CRH beat first-quarter expectations with adjusted EPS of -$0.20 versus -$0.21 consensus and revenue of $7.4 billion versus $7.07 billion expected, up 9% year over year. However, shares fell 3.69% pre-market because the midpoint of full-year EPS guidance at $5.83 came in below the $5.93 analyst consensus. The company also announced $1.9 billion of divestitures, $0.9 billion of acquisitions, a 5% higher quarterly dividend of $0.39, and a new $0.3 billion buyback program.

Analysis

The market is punishing CRH for a classic “good quarter, softer full-year slope” setup, but the bigger message is that management is effectively choosing to harvest operating leverage now while preserving flexibility for a slower second half.
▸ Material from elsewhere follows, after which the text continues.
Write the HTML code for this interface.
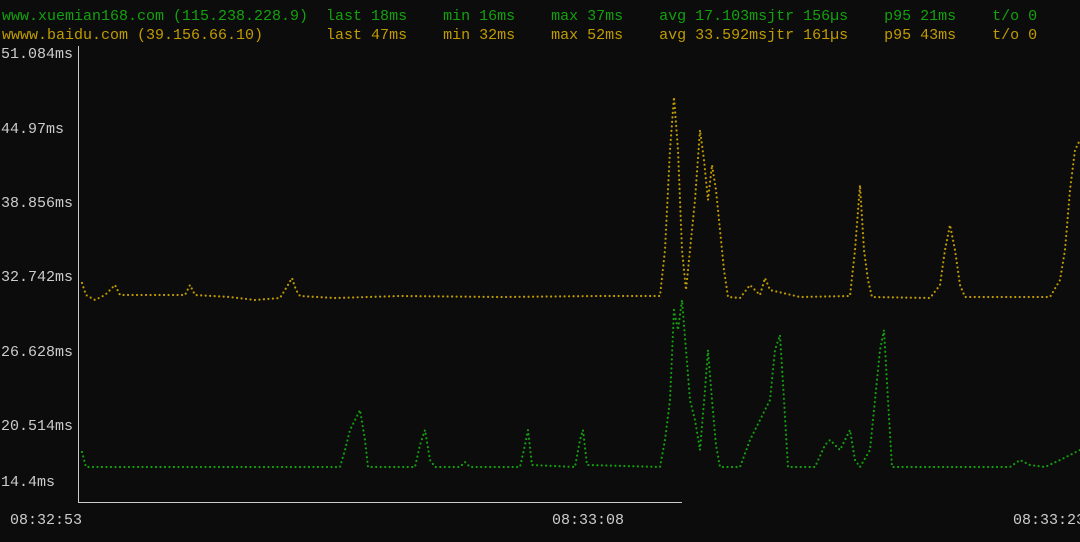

That usually favors companies with pricing discipline and a deep project backlog, but it also means the stock is vulnerable to multiple compression if investors start modeling peak margins as the base case. The guidance miss is not large in absolute terms; the risk is that it resets expectations just as the company is spending on M&A and capital returns, which can crowd out re-rating unless execution stays clean. The portfolio implication is that CRH’s capital allocation is shifting toward a more active “buy-and-build + divest-to-fund” model, which should support per-share value over 12-24 months if integration stays ahead of dilution. The divestiture proceeds and buyback authorization are a subtle positive for equity holders because they reduce exposure to lower-quality earnings streams and create a near-term EPS bridge even if organic growth normalizes. The flip side is that the market may demand proof that acquired assets can be integrated without margin leakage, especially in a construction cycle that tends to slow with rates and policy uncertainty. Second-order, the real beneficiaries are likely peers with cleaner pure-play exposure and less balance-sheet complexity: if CRH is trading down on a modest guidance miss despite solid demand, the bar for other building-materials names is now higher. Contractors and channel partners may also benefit from CRH continuing to invest behind core end-markets, but suppliers tied to the divested businesses could face transitional uncertainty and pricing pressure. The contrarian read is that the selloff could be overdone if investors are anchoring on the midpoint instead of the range; the spread between guidance low and high is wide enough that a few months of stronger project activity or faster synergy capture can close most of the gap.